-- Start Given material --
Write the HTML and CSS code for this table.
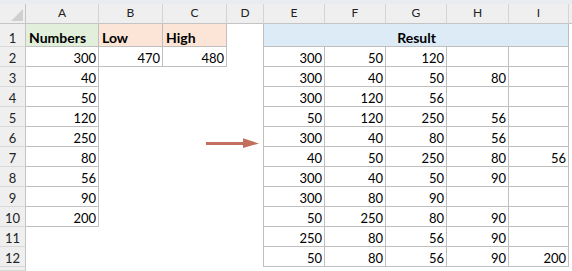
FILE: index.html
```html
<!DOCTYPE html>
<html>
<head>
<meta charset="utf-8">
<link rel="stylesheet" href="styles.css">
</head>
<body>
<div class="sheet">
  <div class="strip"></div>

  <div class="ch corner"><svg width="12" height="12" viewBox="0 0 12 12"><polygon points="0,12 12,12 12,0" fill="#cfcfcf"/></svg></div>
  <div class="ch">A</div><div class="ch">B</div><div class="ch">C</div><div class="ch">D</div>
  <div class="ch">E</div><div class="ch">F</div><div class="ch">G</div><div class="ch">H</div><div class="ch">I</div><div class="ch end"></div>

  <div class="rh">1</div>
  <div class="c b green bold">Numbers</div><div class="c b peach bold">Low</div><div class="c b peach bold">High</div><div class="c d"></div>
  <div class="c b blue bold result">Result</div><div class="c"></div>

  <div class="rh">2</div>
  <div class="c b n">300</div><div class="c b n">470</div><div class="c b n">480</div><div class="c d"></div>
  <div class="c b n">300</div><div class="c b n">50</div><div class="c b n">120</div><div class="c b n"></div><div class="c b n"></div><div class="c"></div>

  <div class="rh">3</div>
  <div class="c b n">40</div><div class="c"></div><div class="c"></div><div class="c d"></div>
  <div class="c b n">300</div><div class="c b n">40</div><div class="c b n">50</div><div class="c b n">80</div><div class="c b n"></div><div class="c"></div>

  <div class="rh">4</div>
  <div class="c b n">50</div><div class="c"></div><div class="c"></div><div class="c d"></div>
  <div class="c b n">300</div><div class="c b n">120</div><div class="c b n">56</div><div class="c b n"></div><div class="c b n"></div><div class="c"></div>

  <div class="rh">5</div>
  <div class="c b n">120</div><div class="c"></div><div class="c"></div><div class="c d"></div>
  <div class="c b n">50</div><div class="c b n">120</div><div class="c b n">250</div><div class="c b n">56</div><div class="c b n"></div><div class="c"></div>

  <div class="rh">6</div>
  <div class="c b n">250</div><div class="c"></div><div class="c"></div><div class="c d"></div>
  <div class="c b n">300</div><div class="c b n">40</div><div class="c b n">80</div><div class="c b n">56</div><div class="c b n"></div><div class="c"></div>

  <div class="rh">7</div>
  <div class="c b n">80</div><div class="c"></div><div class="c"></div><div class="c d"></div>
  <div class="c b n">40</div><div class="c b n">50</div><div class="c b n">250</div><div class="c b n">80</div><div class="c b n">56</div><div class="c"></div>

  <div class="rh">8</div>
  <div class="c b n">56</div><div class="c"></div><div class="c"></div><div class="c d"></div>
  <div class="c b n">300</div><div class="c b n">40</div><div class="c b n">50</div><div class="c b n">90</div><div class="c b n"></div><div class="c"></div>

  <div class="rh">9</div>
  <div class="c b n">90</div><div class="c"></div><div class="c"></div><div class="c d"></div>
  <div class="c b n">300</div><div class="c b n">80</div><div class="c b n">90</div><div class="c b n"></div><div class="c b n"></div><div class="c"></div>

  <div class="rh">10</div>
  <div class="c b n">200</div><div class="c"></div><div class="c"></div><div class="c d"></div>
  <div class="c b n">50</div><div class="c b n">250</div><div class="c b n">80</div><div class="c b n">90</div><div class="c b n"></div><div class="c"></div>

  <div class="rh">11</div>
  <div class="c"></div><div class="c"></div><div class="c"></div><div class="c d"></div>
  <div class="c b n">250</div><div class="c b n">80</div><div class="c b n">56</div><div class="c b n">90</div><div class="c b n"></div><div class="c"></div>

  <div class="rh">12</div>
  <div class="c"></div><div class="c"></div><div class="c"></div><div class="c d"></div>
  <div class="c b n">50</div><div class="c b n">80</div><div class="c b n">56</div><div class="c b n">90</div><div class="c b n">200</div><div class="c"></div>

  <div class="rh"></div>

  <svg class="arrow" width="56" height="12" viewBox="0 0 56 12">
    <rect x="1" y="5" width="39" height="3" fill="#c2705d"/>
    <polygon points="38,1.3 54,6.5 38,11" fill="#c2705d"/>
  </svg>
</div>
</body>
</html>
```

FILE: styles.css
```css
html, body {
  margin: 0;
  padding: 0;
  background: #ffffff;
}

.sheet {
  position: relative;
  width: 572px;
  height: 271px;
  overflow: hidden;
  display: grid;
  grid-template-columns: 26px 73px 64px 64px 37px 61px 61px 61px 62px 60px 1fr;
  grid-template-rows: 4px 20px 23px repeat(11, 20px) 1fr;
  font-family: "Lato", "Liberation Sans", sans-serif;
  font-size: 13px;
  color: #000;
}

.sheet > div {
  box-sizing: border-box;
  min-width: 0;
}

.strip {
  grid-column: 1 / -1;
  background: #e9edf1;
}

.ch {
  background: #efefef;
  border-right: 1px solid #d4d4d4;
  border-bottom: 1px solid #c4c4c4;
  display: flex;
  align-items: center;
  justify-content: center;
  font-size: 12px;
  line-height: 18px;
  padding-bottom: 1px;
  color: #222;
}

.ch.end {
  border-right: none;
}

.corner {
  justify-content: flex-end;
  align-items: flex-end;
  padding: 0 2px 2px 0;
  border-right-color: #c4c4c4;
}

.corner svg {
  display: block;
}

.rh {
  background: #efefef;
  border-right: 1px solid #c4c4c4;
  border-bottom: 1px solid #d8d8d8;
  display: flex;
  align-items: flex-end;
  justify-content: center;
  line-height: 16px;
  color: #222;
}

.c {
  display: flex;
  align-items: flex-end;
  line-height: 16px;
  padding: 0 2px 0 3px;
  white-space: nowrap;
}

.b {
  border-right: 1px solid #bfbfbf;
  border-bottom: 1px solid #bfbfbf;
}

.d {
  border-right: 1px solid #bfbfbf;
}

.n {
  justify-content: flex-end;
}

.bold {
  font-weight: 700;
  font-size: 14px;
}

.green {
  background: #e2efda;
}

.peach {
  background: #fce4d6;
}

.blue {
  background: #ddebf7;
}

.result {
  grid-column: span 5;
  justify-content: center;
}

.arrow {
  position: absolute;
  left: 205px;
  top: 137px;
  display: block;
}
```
-- End Given material --
Your instructions: Output the data above without changes, apart from leaving out the pictures.

Written answer:
Write the HTML and CSS code for this table.
FILE: index.html
```html
<!DOCTYPE html>
<html>
<head>
<meta charset="utf-8">
<link rel="stylesheet" href="styles.css">
</head>
<body>
<div class="sheet">
  <div class="strip"></div>

  <div class="ch corner"><svg width="12" height="12" viewBox="0 0 12 12"><polygon points="0,12 12,12 12,0" fill="#cfcfcf"/></svg></div>
  <div class="ch">A</div><div class="ch">B</div><div class="ch">C</div><div class="ch">D</div>
  <div class="ch">E</div><div class="ch">F</div><div class="ch">G</div><div class="ch">H</div><div class="ch">I</div><div class="ch end"></div>

  <div class="rh">1</div>
  <div class="c b green bold">Numbers</div><div class="c b peach bold">Low</div><div class="c b peach bold">High</div><div class="c d"></div>
  <div class="c b blue bold result">Result</div><div class="c"></div>

  <div class="rh">2</div>
  <div class="c b n">300</div><div class="c b n">470</div><div class="c b n">480</div><div class="c d"></div>
  <div class="c b n">300</div><div class="c b n">50</div><div class="c b n">120</div><div class="c b n"></div><div class="c b n"></div><div class="c"></div>

  <div class="rh">3</div>
  <div class="c b n">40</div><div class="c"></div><div class="c"></div><div class="c d"></div>
  <div class="c b n">300</div><div class="c b n">40</div><div class="c b n">50</div><div class="c b n">80</div><div class="c b n"></div><div class="c"></div>

  <div class="rh">4</div>
  <div class="c b n">50</div><div class="c"></div><div class="c"></div><div class="c d"></div>
  <div class="c b n">300</div><div class="c b n">120</div><div class="c b n">56</div><div class="c b n"></div><div class="c b n"></div><div class="c"></div>

  <div class="rh">5</div>
  <div class="c b n">120</div><div class="c"></div><div class="c"></div><div class="c d"></div>
  <div class="c b n">50</div><div class="c b n">120</div><div class="c b n">250</div><div class="c b n">56</div><div class="c b n"></div><div class="c"></div>

  <div class="rh">6</div>
  <div class="c b n">250</div><div class="c"></div><div class="c"></div><div class="c d"></div>
  <div class="c b n">300</div><div class="c b n">40</div><div class="c b n">80</div><div class="c b n">56</div><div class="c b n"></div><div class="c"></div>

  <div class="rh">7</div>
  <div class="c b n">80</div><div class="c"></div><div class="c"></div><div class="c d"></div>
  <div class="c b n">40</div><div class="c b n">50</div><div class="c b n">250</div><div class="c b n">80</div><div class="c b n">56</div><div class="c"></div>

  <div class="rh">8</div>
  <div class="c b n">56</div><div class="c"></div><div class="c"></div><div class="c d"></div>
  <div class="c b n">300</div><div class="c b n">40</div><div class="c b n">50</div><div class="c b n">90</div><div class="c b n"></div><div class="c"></div>

  <div class="rh">9</div>
  <div class="c b n">90</div><div class="c"></div><div class="c"></div><div class="c d"></div>
  <div class="c b n">300</div><div class="c b n">80</div><div class="c b n">90</div><div class="c b n"></div><div class="c b n"></div><div class="c"></div>

  <div class="rh">10</div>
  <div class="c b n">200</div><div class="c"></div><div class="c"></div><div class="c d"></div>
  <div class="c b n">50</div><div class="c b n">250</div><div class="c b n">80</div><div class="c b n">90</div><div class="c b n"></div><div class="c"></div>

  <div class="rh">11</div>
  <div class="c"></div><div class="c"></div><div class="c"></div><div class="c d"></div>
  <div class="c b n">250</div><div class="c b n">80</div><div class="c b n">56</div><div class="c b n">90</div><div class="c b n"></div><div class="c"></div>

  <div class="rh">12</div>
  <div class="c"></div><div class="c"></div><div class="c"></div><div class="c d"></div>
  <div class="c b n">50</div><div class="c b n">80</div><div class="c b n">56</div><div class="c b n">90</div><div class="c b n">200</div><div class="c"></div>

  <div class="rh"></div>

  <svg class="arrow" width="56" height="12" viewBox="0 0 56 12">
    <rect x="1" y="5" width="39" height="3" fill="#c2705d"/>
    <polygon points="38,1.3 54,6.5 38,11" fill="#c2705d"/>
  </svg>
</div>
</body>
</html>
```

FILE: styles.css
```css
html, body {
  margin: 0;
  padding: 0;
  background: #ffffff;
}

.sheet {
  position: relative;
  width: 572px;
  height: 271px;
  overflow: hidden;
  display: grid;
  grid-template-columns: 26px 73px 64px 64px 37px 61px 61px 61px 62px 60px 1fr;
  grid-template-rows: 4px 20px 23px repeat(11, 20px) 1fr;
  font-family: "Lato", "Liberation Sans", sans-serif;
  font-size: 13px;
  color: #000;
}

.sheet > div {
  box-sizing: border-box;
  min-width: 0;
}

.strip {
  grid-column: 1 / -1;
  background: #e9edf1;
}

.ch {
  background: #efefef;
  border-right: 1px solid #d4d4d4;
  border-bottom: 1px solid #c4c4c4;
  display: flex;
  align-items: center;
  justify-content: center;
  font-size: 12px;
  line-height: 18px;
  padding-bottom: 1px;
  color: #222;
}

.ch.end {
  border-right: none;
}

.corner {
  justify-content: flex-end;
  align-items: flex-end;
  padding: 0 2px 2px 0;
  border-right-color: #c4c4c4;
}

.corner svg {
  display: block;
}

.rh {
  background: #efefef;
  border-right: 1px solid #c4c4c4;
  border-bottom: 1px solid #d8d8d8;
  display: flex;
  align-items: flex-end;
  justify-content: center;
  line-height: 16px;
  color: #222;
}

.c {
  display: flex;
  align-items: flex-end;
  line-height: 16px;
  padding: 0 2px 0 3px;
  white-space: nowrap;
}

.b {
  border-right: 1px solid #bfbfbf;
  border-bottom: 1px solid #bfbfbf;
}

.d {
  border-right: 1px solid #bfbfbf;
}

.n {
  justify-content: flex-end;
}

.bold {
  font-weight: 700;
  font-size: 14px;
}

.green {
  background: #e2efda;
}

.peach {
  background: #fce4d6;
}

.blue {
  background: #ddebf7;
}

.result {
  grid-column: span 5;
  justify-content: center;
}

.arrow {
  position: absolute;
  left: 205px;
  top: 137px;
  display: block;
}
```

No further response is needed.